One of the most successful models for providing high-level linguistic support for concurrency comes from Hoare's Communicating Sequential Processes, or CSP. Occam and Erlang are two well known languages that stem from CSP. Go's concurrency primitives derive from a different part of the family tree whose main contribution is the powerful notion of channels as first class objects. Experience with several earlier languages has shown that the CSP model fits well into a procedural language framework.
Projects implemented in Go are:
Docker
Google's download server
Many more
This style is ubiquitous on Unix where many tools are designed to process from standard in to standard out. I don't have any first hand knowledge of large systems that are build that way, but I've seen many small once-off systems that are
for instance this simple command line uses (at least) 3 processes.
cat list-1 list-2 list-3 | sort | uniq > final.list
This system is only moderately sized, but I wrote a protocol processor that strips away and interprets successive layers of protocol in a message that used a style very similar to this. It was an event driven system using something akin to cooperative threading, but I could've used multithreading fairly easily with a couple of added tweaks.
The program is proprietary (unfortunately) so I can't show off the source code.
In my opinion, this style is useful for some things, but usually best mixed with some other techniques. Often there is a core part of your program that represents a processing bottleneck, and applying various concurrency increasing techniques there is likely to yield the biggest gains.
Microsoft had a technology called ActiveMovie (if I remember correctly) that did sequential processing on audio and video streams. Data got passed from one filter to another to go from input to output format (and source/sink). Maybe that's a practical example??
The Wikipedia article looks to me like a lot of funny symbols used to represent somewhat pedestrian concepts. For very large or extensible programs, the formalism can be very important to check how the (sub)processes are allowed to interact.
For a 50,000 line class program, you're probably better off architecting it as you see fit.
In general, following ideas such as these is a good idea in terms of performance. Persistent threads that process data in stages will tend not to contend, and exploit data locality well. Also, it is easy to throttle the threads to avoid data piling up as a fast stage feeds a slow stage: just block the fast one if its output buffer grows too big.
A little bit off-topic but for my thesis I used a tool framework called TERRA/LUNA which aims for software development for Embedded Control Systems but is used heavily for all sorts of software development at my institute (so only academical use here).
TERRA is a graphical CSP and software architecture editor and LUNA is both the name for a C++ library for CSP based constructs and the plugin you'll find in TERRA to generate C++ code from your CSP models.
It becomes very handy in combination with FDR3 (a CSP refinement checker) to detect any sort of (dead/life/etc) lock or even profiling.

Which concurrent programming concepts do hiring managers expect developers to understand?
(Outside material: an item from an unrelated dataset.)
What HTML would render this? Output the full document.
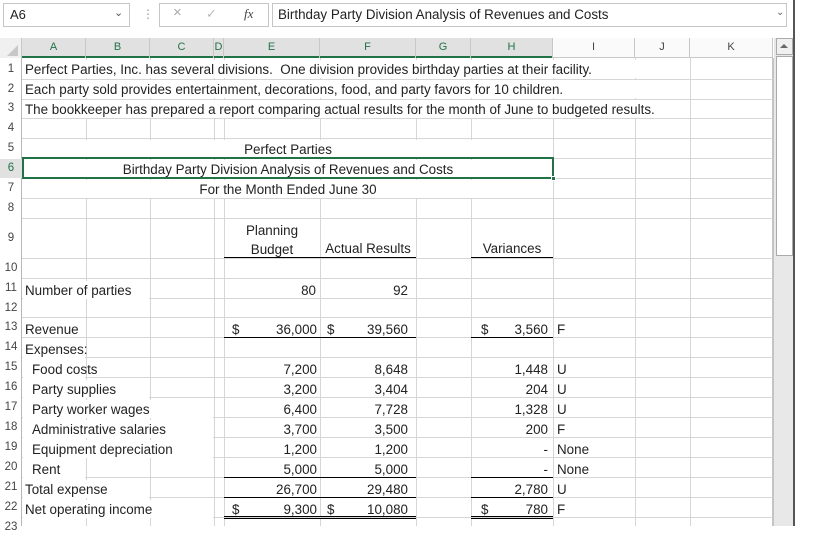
<!DOCTYPE html>
<html><head><meta charset="utf-8"><style>
*{margin:0;padding:0;box-sizing:border-box}
body{width:836px;height:526px;background:#fff;position:relative;overflow:hidden;font-family:"Liberation Sans",sans-serif;font-size:13.4px;color:#222}
.a{position:absolute;line-height:20px}
.vl{position:absolute;width:1px;background:#d6d6d6}
.hl{position:absolute;height:1px;background:#d6d6d6}
.t{position:absolute;white-space:nowrap;line-height:20px;height:18px;background:#fff;overflow:visible}
.r{text-align:right}
.c{text-align:center}
.rn{position:absolute;left:0;width:22px;text-align:center;font-size:11.5px;color:#444;line-height:18px}
.ch{position:absolute;top:38px;height:20px;line-height:19px;text-align:center;font-size:11px;border-right:1px solid #c8c8c8}
.ul{position:absolute;height:1px;background:#000}
</style></head><body>
<!-- formula bar -->
<div class="a" style="left:3px;top:3px;width:127px;height:24px;border:1px solid #c6c6c6"></div>
<div class="a" style="left:10px;top:5px;font-size:13px">A6</div>
<div class="a" style="left:114px;top:3px;font-size:11px;color:#555">&#8964;</div>
<div class="a" style="left:142px;top:4px;font-size:12px;color:#999">&#8942;</div>
<div class="a" style="left:159px;top:3px;width:110px;height:24px;border:1px solid #c6c6c6"></div>
<div class="a" style="left:173px;top:3px;font-size:15px;color:#aaa">&#215;</div>
<div class="a" style="left:206px;top:4px;font-size:13px;color:#bbb">&#10003;</div>
<div class="a" style="left:244px;top:4px;font-size:13px;font-style:italic;font-family:'Liberation Serif',serif;color:#444">fx</div>
<div class="a" style="left:272px;top:3px;width:515px;height:24px;border:1px solid #c6c6c6"></div>
<div class="a" style="left:278px;top:5px;font-size:13.4px">Birthday Party Division Analysis of Revenues and Costs</div>
<div class="a" style="left:776px;top:3px;font-size:10px;color:#666">&#8964;</div>
<!-- column headers -->
<div class="a" style="left:0;top:38px;width:22px;height:20px;background:#f0f0f0;border-right:1px solid #c8c8c8"></div>
<div class="a" style="left:7px;top:45px;width:0;height:0;border-left:11px solid transparent;border-bottom:11px solid #c8c8c8"></div>
<div class="a" style="left:22px;top:38px;width:531px;height:20px;background:#e1e1e1;border-bottom:2px solid #217346"></div>
<div class="a" style="left:553px;top:38px;width:220px;height:20px;background:#fafafa;border-bottom:1px solid #c8c8c8"></div>
<div class="ch" style="left:22px;width:64px;color:#217346">A</div>
<div class="ch" style="left:86px;width:64px;color:#217346">B</div>
<div class="ch" style="left:150px;width:64px;color:#217346">C</div>
<div class="ch" style="left:214px;width:10px;color:#217346">D</div>
<div class="ch" style="left:224px;width:96px;color:#217346">E</div>
<div class="ch" style="left:320px;width:96px;color:#217346">F</div>
<div class="ch" style="left:416px;width:55px;color:#217346">G</div>
<div class="ch" style="left:471px;width:82px;color:#217346">H</div>
<div class="ch" style="left:553px;width:82px;color:#444">I</div>
<div class="ch" style="left:635px;width:55px;color:#444">J</div>
<div class="ch" style="left:690px;width:83px;color:#444">K</div>
<!-- row header column -->
<div class="a" style="left:0;top:58px;width:22px;height:468px;background:#fff;border-right:1px solid #b8b8b8"></div>
<div class="a" style="left:0;top:159px;width:22px;height:19px;background:#e1e1e1"></div>
<!-- grid vertical -->
<div class="vl" style="left:86px;top:58px;height:468px"></div>
<div class="vl" style="left:150px;top:58px;height:468px"></div>
<div class="vl" style="left:214px;top:58px;height:468px"></div>
<div class="vl" style="left:224px;top:58px;height:468px"></div>
<div class="vl" style="left:320px;top:58px;height:468px"></div>
<div class="vl" style="left:416px;top:58px;height:468px"></div>
<div class="vl" style="left:471px;top:58px;height:468px"></div>
<div class="vl" style="left:553px;top:58px;height:468px"></div>
<div class="vl" style="left:635px;top:58px;height:468px"></div>
<div class="vl" style="left:690px;top:58px;height:468px"></div>
<div class="a" style="left:772px;top:58px;width:2px;height:468px;background:#c4c4c4"></div>
<!-- grid horizontal -->
<div class="hl" style="left:22px;top:79px;width:751px"></div>
<div class="hl" style="left:22px;top:99px;width:751px"></div>
<div class="hl" style="left:22px;top:118px;width:751px"></div>
<div class="hl" style="left:22px;top:138px;width:751px"></div>
<div class="hl" style="left:22px;top:158px;width:751px"></div>
<div class="hl" style="left:22px;top:178px;width:751px"></div>
<div class="hl" style="left:22px;top:198px;width:751px"></div>
<div class="hl" style="left:22px;top:218px;width:751px"></div>
<div class="hl" style="left:22px;top:258px;width:751px"></div>
<div class="hl" style="left:22px;top:278px;width:751px"></div>
<div class="hl" style="left:22px;top:298px;width:751px"></div>
<div class="hl" style="left:22px;top:317px;width:751px"></div>
<div class="hl" style="left:22px;top:337px;width:751px"></div>
<div class="hl" style="left:22px;top:357px;width:751px"></div>
<div class="hl" style="left:22px;top:377px;width:751px"></div>
<div class="hl" style="left:22px;top:397px;width:751px"></div>
<div class="hl" style="left:22px;top:417px;width:751px"></div>
<div class="hl" style="left:22px;top:437px;width:751px"></div>
<div class="hl" style="left:22px;top:457px;width:751px"></div>
<div class="hl" style="left:22px;top:477px;width:751px"></div>
<div class="hl" style="left:22px;top:497px;width:751px"></div>
<div class="hl" style="left:22px;top:517px;width:751px"></div>
<!-- row numbers -->
<div class="rn" style="top:60px">1</div><div class="rn" style="top:80px">2</div><div class="rn" style="top:99px">3</div><div class="rn" style="top:119px">4</div>
<div class="rn" style="top:139px">5</div><div class="rn" style="top:159px;color:#217346">6</div><div class="rn" style="top:179px">7</div><div class="rn" style="top:199px">8</div>
<div class="rn" style="top:229px">9</div><div class="rn" style="top:259px">10</div><div class="rn" style="top:279px">11</div><div class="rn" style="top:299px">12</div>
<div class="rn" style="top:318px">13</div><div class="rn" style="top:338px">14</div><div class="rn" style="top:358px">15</div><div class="rn" style="top:378px">16</div>
<div class="rn" style="top:398px">17</div><div class="rn" style="top:418px">18</div><div class="rn" style="top:438px">19</div><div class="rn" style="top:458px">20</div>
<div class="rn" style="top:478px">21</div><div class="rn" style="top:498px">22</div><div class="rn" style="top:518px">23</div>
<!-- text rows 1-3 -->
<div class="t" style="left:23px;top:60px;width:666px;padding-left:2px">Perfect Parties, Inc. has several divisions.&nbsp; One division provides birthday parties at their facility.</div>
<div class="t" style="left:23px;top:80px;width:666px;padding-left:2px">Each party sold provides entertainment, decorations, food, and party favors for 10 children.</div>
<div class="t" style="left:23px;top:100px;width:666px;padding-left:2px">The bookkeeper has prepared a report comparing actual results for the month of June to budgeted results.</div>
<!-- titles -->
<div class="t c" style="left:23px;top:140px;width:530px">Perfect Parties</div>
<div class="t c" style="left:23px;top:160px;width:530px">Birthday Party Division Analysis of Revenues and Costs</div>
<div class="t c" style="left:23px;top:180px;width:530px">For the Month Ended June 30</div>
<div class="a" style="left:22px;top:157px;width:532px;height:22px;border:2px solid #217346"></div>
<div class="a" style="left:551px;top:176px;width:5px;height:5px;background:#217346;border:1px solid #fff"></div>
<!-- row 9 -->
<div class="a c" style="left:225px;top:221px;width:94px;line-height:19px">Planning<br>Budget</div>
<div class="a c" style="left:321px;top:239px;width:94px">Actual Results</div>
<div class="a c" style="left:472px;top:239px;width:80px">Variances</div>
<div class="ul" style="left:224px;top:257px;width:192px"></div>
<div class="ul" style="left:471px;top:257px;width:82px"></div>
<!-- row 11 -->
<div class="t" style="left:23px;top:281px;width:126px;padding-left:2px">Number of parties</div>
<div class="a r" style="left:224px;top:281px;width:92px">80</div>
<div class="a r" style="left:320px;top:281px;width:88px">92</div>
<!-- row 13 -->
<div class="a" style="left:25px;top:320px">Revenue</div>
<div class="a" style="left:232px;top:320px">$</div><div class="a r" style="left:224px;top:320px;width:93px">36,000</div>
<div class="a" style="left:327px;top:320px">$</div><div class="a r" style="left:320px;top:320px;width:88px">39,560</div>
<div class="a" style="left:481px;top:320px">$</div><div class="a r" style="left:471px;top:320px;width:77px">3,560</div>
<div class="a" style="left:557px;top:320px">F</div>
<div class="ul" style="left:224px;top:337px;width:192px"></div>
<div class="ul" style="left:471px;top:337px;width:82px"></div>
<!-- expenses -->
<div class="t" style="left:23px;top:340px;width:62px;padding-left:2px">Expenses:</div>
<div class="t" style="left:23px;top:360px;width:62px;padding-left:9px">Food costs</div>
<div class="t" style="left:23px;top:380px;width:126px;padding-left:9px">Party supplies</div>
<div class="t" style="left:23px;top:400px;width:190px;padding-left:9px">Party worker wages</div>
<div class="t" style="left:23px;top:420px;width:190px;padding-left:9px">Administrative salaries</div>
<div class="t" style="left:23px;top:440px;width:190px;padding-left:9px">Equipment depreciation</div>
<div class="t" style="left:23px;top:460px;width:62px;padding-left:9px">Rent</div>
<div class="t" style="left:23px;top:480px;width:126px;padding-left:2px">Total expense</div>
<div class="t" style="left:23px;top:500px;width:190px;padding-left:2px">Net operating income</div>

<div class="a r" style="left:224px;top:360px;width:93px">7,200</div><div class="a r" style="left:320px;top:360px;width:88px">8,648</div><div class="a r" style="left:471px;top:360px;width:77px">1,448</div><div class="a" style="left:557px;top:360px">U</div>
<div class="a r" style="left:224px;top:380px;width:93px">3,200</div><div class="a r" style="left:320px;top:380px;width:88px">3,404</div><div class="a r" style="left:471px;top:380px;width:77px">204</div><div class="a" style="left:557px;top:380px">U</div>
<div class="a r" style="left:224px;top:400px;width:93px">6,400</div><div class="a r" style="left:320px;top:400px;width:88px">7,728</div><div class="a r" style="left:471px;top:400px;width:77px">1,328</div><div class="a" style="left:557px;top:400px">U</div>
<div class="a r" style="left:224px;top:420px;width:93px">3,700</div><div class="a r" style="left:320px;top:420px;width:88px">3,500</div><div class="a r" style="left:471px;top:420px;width:77px">200</div><div class="a" style="left:557px;top:420px">F</div>
<div class="a r" style="left:224px;top:440px;width:93px">1,200</div><div class="a r" style="left:320px;top:440px;width:88px">1,200</div><div class="a r" style="left:471px;top:440px;width:77px">-</div><div class="a" style="left:557px;top:440px">None</div>
<div class="a r" style="left:224px;top:460px;width:93px">5,000</div><div class="a r" style="left:320px;top:460px;width:88px">5,000</div><div class="a r" style="left:471px;top:460px;width:77px">-</div><div class="a" style="left:557px;top:460px">None</div>
<div class="ul" style="left:224px;top:477px;width:192px"></div>
<div class="ul" style="left:471px;top:477px;width:82px"></div>
<div class="a r" style="left:224px;top:480px;width:93px">26,700</div><div class="a r" style="left:320px;top:480px;width:88px">29,480</div><div class="a r" style="left:471px;top:480px;width:77px">2,780</div><div class="a" style="left:557px;top:480px">U</div>
<div class="ul" style="left:224px;top:497px;width:192px"></div>
<div class="ul" style="left:471px;top:497px;width:82px"></div>
<div class="a" style="left:232px;top:500px">$</div><div class="a r" style="left:224px;top:500px;width:93px">9,300</div>
<div class="a" style="left:327px;top:500px">$</div><div class="a r" style="left:320px;top:500px;width:88px">10,080</div>
<div class="a" style="left:481px;top:500px">$</div><div class="a r" style="left:471px;top:500px;width:77px">780</div>
<div class="a" style="left:557px;top:500px">F</div>
<div class="ul" style="left:224px;top:516px;width:192px"></div><div class="ul" style="left:224px;top:518px;width:192px"></div>
<div class="ul" style="left:471px;top:516px;width:82px"></div><div class="ul" style="left:471px;top:518px;width:82px"></div>
<!-- scrollbar -->
<div class="a" style="left:774px;top:38px;width:19px;height:488px;background:#e8e8e8"></div>
<div class="a" style="left:776px;top:38px;width:17px;height:17px;background:#f0f0f0;border:1px solid #aaa"></div>
<div class="a" style="left:780px;top:44px;width:0;height:0;border-left:4px solid transparent;border-right:4px solid transparent;border-bottom:4px solid #666"></div>
<div class="a" style="left:776px;top:56px;width:17px;height:200px;background:#fff;border:1px solid #aaa"></div>
<div class="a" style="left:793px;top:0;width:2px;height:526px;background:#555"></div>
</body></html>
When I hire developers for general mid-to-senior web app development positions, I generally expect them to understand core concurrent programming concepts such as liveness vs. safety, race conditions, thread synchronization and deadlocks. I'm not sure whether to consider topics like fork/join, wait/notify, lock ordering, memory model basics (just the basics) and so forth to be part of what every reasonably seasoned developer ought to know, or whether these are topics that are more for semi-specialists (i.e. developers who have made a conscious decision to know more than the average developer about concurrent programming).
I'd be curious to hear your thoughts.
I tend to think that at this point in time concurrent programming at any serious level of depth is still a specialist skill. Many will claim to know about it through study, but many will also make an almighty mess of it when they come to apply it.
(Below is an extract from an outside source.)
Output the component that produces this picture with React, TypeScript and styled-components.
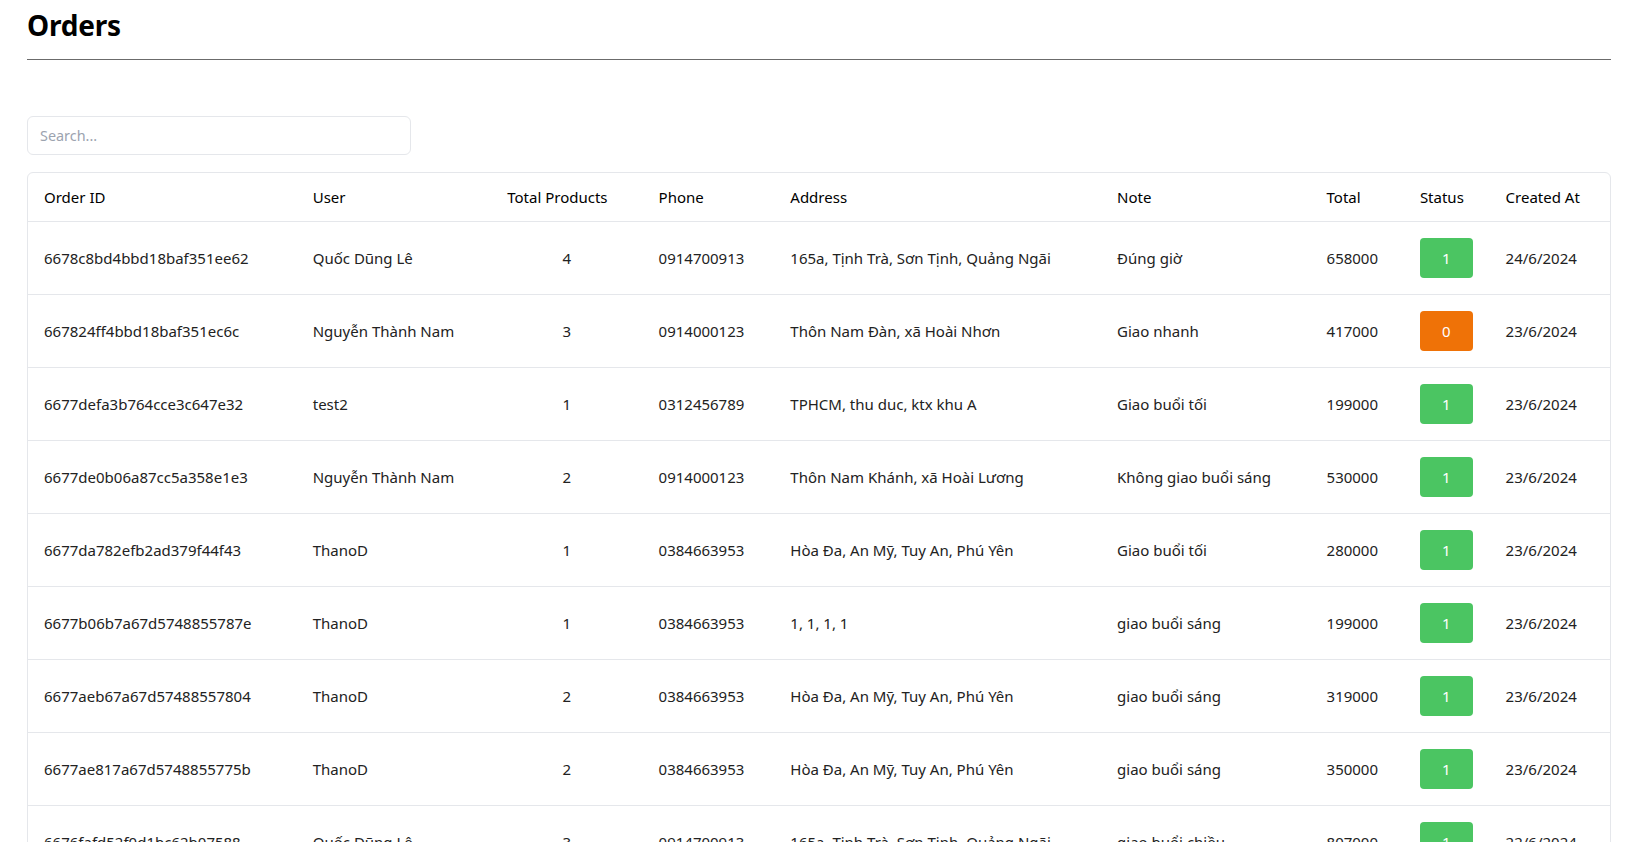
import React from "react";
import styled, { createGlobalStyle } from "styled-components";

const GlobalStyle = createGlobalStyle`
  html, body { margin: 0; padding: 0; background: #ffffff; }
  body { font-family: "Noto Sans", "Open Sans", sans-serif; color: #222; }
  ::-webkit-scrollbar { display: none; }
  * { box-sizing: border-box; }
`;

const Page = styled.main`
  padding: 7px 21px 0 27px;
  min-height: 842px;
`;

const Title = styled.h1`
  margin: 0;
  font-size: 28px;
  line-height: 36px;
  font-weight: 700;
  color: #000;
  letter-spacing: -0.2px;
`;

const Divider = styled.hr`
  margin: 16px 0 0 0;
  border: 0;
  border-top: 1px solid #6b6b6b;
  height: 0;
`;

const SearchInput = styled.input`
  display: block;
  margin-top: 56px;
  width: 384px;
  height: 39px;
  padding: 0 12px;
  border: 1px solid #e5e7eb;
  border-radius: 6px;
  font-family: "Noto Sans", sans-serif;
  font-size: 14.4px;
  color: #222;
  outline: none;
  &::placeholder { color: #9ca3af; }
`;

const TableWrap = styled.div`
  margin-top: 17px;
  border: 1px solid #e5e7eb;
  border-radius: 6px;
  overflow: hidden;
`;

const Table = styled.table`
  width: 100%;
  border-collapse: collapse;
  table-layout: fixed;
  font-size: 15px;
`;

const HeadCell = styled.th`
  text-align: left;
  font-weight: 400;
  color: #000;
  padding: 12px 16px;
  line-height: 24px;
  height: 48px;
  white-space: nowrap;
  border-bottom: 1px solid #e5e7eb;
`;

const Row = styled.tr`
  border-bottom: 1px solid #e5e7eb;
`;

const Cell = styled.td<{ $center?: boolean }>`
  padding: 16px;
  height: 72px;
  line-height: 24px;
  color: #222;
  white-space: nowrap;
  text-align: ${(p) => (p.$center ? "center" : "left")};
  vertical-align: middle;
`;

const Badge = styled.span<{ $ok: boolean }>`
  display: inline-flex;
  align-items: center;
  justify-content: center;
  width: 53px;
  height: 40px;
  border-radius: 4px;
  background: ${(p) => (p.$ok ? "#4bc562" : "#ef7207")};
  color: #fff;
  font-weight: 400;
  font-size: 15px;
`;

const widths = [268.6, 194.4, 151.3, 131.7, 326.6, 209.4, 93.3, 85.7, 120.3];
const headers = [
  "Order ID",
  "User",
  "Total Products",
  "Phone",
  "Address",
  "Note",
  "Total",
  "Status",
  "Created At",
];

type Order = {
  id: string;
  user: string;
  count: number;
  phone: string;
  address: string;
  note: string;
  total: string;
  status: number;
  date: string;
};

const orders: Order[] = [
  { id: "6678c8bd4bbd18baf351ee62", user: "Quốc Dũng Lê", count: 4, phone: "0914700913", address: "165a, Tịnh Trà, Sơn Tịnh, Quảng Ngãi", note: "Đúng giờ", total: "658000", status: 1, date: "24/6/2024" },
  { id: "667824ff4bbd18baf351ec6c", user: "Nguyễn Thành Nam", count: 3, phone: "0914000123", address: "Thôn Nam Đàn, xã Hoài Nhơn", note: "Giao nhanh", total: "417000", status: 0, date: "23/6/2024" },
  { id: "6677defa3b764cce3c647e32", user: "test2", count: 1, phone: "0312456789", address: "TPHCM, thu duc, ktx khu A", note: "Giao buổi tối", total: "199000", status: 1, date: "23/6/2024" },
  { id: "6677de0b06a87cc5a358e1e3", user: "Nguyễn Thành Nam", count: 2, phone: "0914000123", address: "Thôn Nam Khánh, xã Hoài Lương", note: "Không giao buổi sáng", total: "530000", status: 1, date: "23/6/2024" },
  { id: "6677da782efb2ad379f44f43", user: "ThanoD", count: 1, phone: "0384663953", address: "Hòa Đa, An Mỹ, Tuy An, Phú Yên", note: "Giao buổi tối", total: "280000", status: 1, date: "23/6/2024" },
  { id: "6677b06b7a67d5748855787e", user: "ThanoD", count: 1, phone: "0384663953", address: "1, 1, 1, 1", note: "giao buổi sáng", total: "199000", status: 1, date: "23/6/2024" },
  { id: "6677aeb67a67d57488557804", user: "ThanoD", count: 2, phone: "0384663953", address: "Hòa Đa, An Mỹ, Tuy An, Phú Yên", note: "giao buổi sáng", total: "319000", status: 1, date: "23/6/2024" },
  { id: "6677ae817a67d5748855775b", user: "ThanoD", count: 2, phone: "0384663953", address: "Hòa Đa, An Mỹ, Tuy An, Phú Yên", note: "giao buổi sáng", total: "350000", status: 1, date: "23/6/2024" },
  { id: "6676fafd52f0d1bc62b07588", user: "Quốc Dũng Lê", count: 3, phone: "0914700913", address: "165a, Tịnh Trà, Sơn Tịnh, Quảng Ngãi", note: "giao buổi chiều", total: "807000", status: 1, date: "22/6/2024" },
];

export default function App() {
  return (
    <>
      <GlobalStyle />
      <Page>
        <Title>Orders</Title>
        <Divider />
        <SearchInput placeholder="Search..." />
        <TableWrap>
          <Table>
            <colgroup>
              {widths.map((w, i) => (
                <col key={i} style={{ width: `${w}px` }} />
              ))}
            </colgroup>
            <thead>
              <tr>
                {headers.map((h) => (
                  <HeadCell key={h}>{h}</HeadCell>
                ))}
              </tr>
            </thead>
            <tbody>
              {orders.map((o) => (
                <Row key={o.id}>
                  <Cell>{o.id}</Cell>
                  <Cell>{o.user}</Cell>
                  <Cell $center>{o.count}</Cell>
                  <Cell>{o.phone}</Cell>
                  <Cell>{o.address}</Cell>
                  <Cell>{o.note}</Cell>
                  <Cell>{o.total}</Cell>
                  <Cell>
                    <Badge $ok={o.status === 1}>{o.status}</Badge>
                  </Cell>
                  <Cell>{o.date}</Cell>
                </Row>
              ))}
            </tbody>
          </Table>
        </TableWrap>
      </Page>
    </>
  );
}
In addition to the considerations listed, I would also look at resource implications and the various overheads of using processes, threads and fibers. In some contexts, e.g. mobile devices, excessive multithreading can have serious performance implications. This can lead to portability issues with multithreaded code.
I guess if I was interviewing a candidate in this situation, I would work with a real world example rather than hitting on more general topics which can be quoted back verbatim from a text book. I say this having done a fair bit of multithreaded work myself and remembering how badly I screwed up the first couple of times. Many can talk the talk... ;)
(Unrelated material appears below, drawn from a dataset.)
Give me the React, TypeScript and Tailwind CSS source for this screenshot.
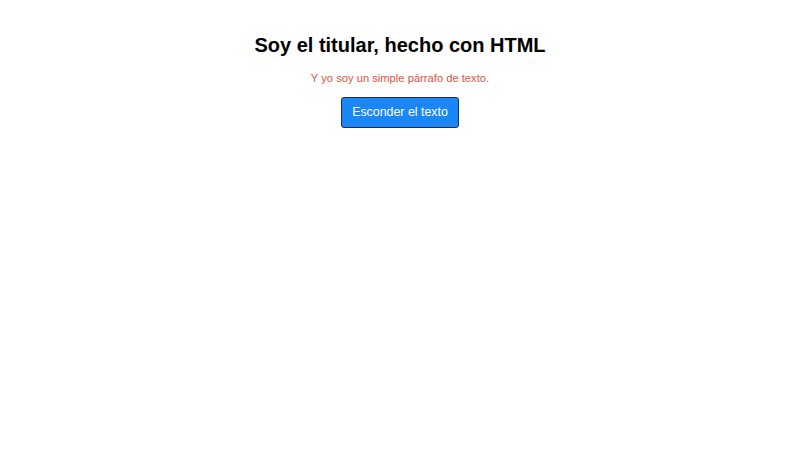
import React from "react";

export default function App() {
  const [visible, setVisible] = React.useState(true);

  return (
    <div className="flex flex-col items-center bg-white pt-[35px] font-['Liberation_Sans',Arial,sans-serif]">
      <h1 className="text-[20px] font-bold leading-[20px] text-black">
        Soy el titular, hecho con HTML
      </h1>
      <p
        className={`mt-[18px] text-[11.2px] leading-[11.2px] text-[#e0553d] ${visible ? "" : "invisible"}`}
      >
        Y yo soy un simple párrafo de texto.
      </p>
      <button
        onClick={() => setVisible(!visible)}
        className="mt-[13px] flex h-[31px] w-[118px] items-center justify-center rounded-[3px] border border-[#14325f] bg-[#1b86f6] text-[12.4px] text-white"
      >
        {visible ? "Esconder el texto" : "Mostrar el texto"}
      </button>
    </div>
  );
}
I know all these topics, but I studied them. I also know many competent senior programmers that don't know these. So unless you expect these programmers to be using those concepts actively, there is no reason to turn down a perfectly good candidate because they don't understand every aspect of concurrency
The real question is:
In what ways does it matter to the code they will be developing?
You should know which concepts the development position you're hiring for needs to know to be able to work on the projects that they will be responsible for.
As with anything in the programming world.. The devil is in the details, and you can't know everything. Would you expect them to know Perl if you were hiring for a Java position?
Also, concurrency, at this stage, while well described in generalized theory, is heavily implementation and platform dependent. Concurrency in Perl on an AIX box is not the same game as concurrency in a C++ Winforms app. They can have all the theory in the world under their belts, but if it's required for the job, then they should have intimate knowledge of the platform they are expected to use it on as well.
I interview folks for concurrency-related positions frequently and I look for three general aspects:
General understanding of core concepts like the ones you list (language-independent)
Specific understanding of Java concurrency libraries and primitives (specific to the work they'd be doing)
Ability to design the solution to a concurrent problem in a reasonable way.
I consider #1 a requirement (for my positions). I consider #2 a nice to have. If they understand it and can describe it in terms of pthreads or whatever other library, it's no biggie to learn the latest Java concurrency libraries (the concepts are the hard part). And #3 tends to separate the hires from the maybe-hires.
Per your question, I wouldn't consider fork/join to be known by almost anyone, esp someone applying for a web app developer position. I would look for developers to have experience with some (but not all) of those topics. Most developers I've interviewed have not used the Java 5+ concurrency libs at all but they can typically describe things like data race or deadlock.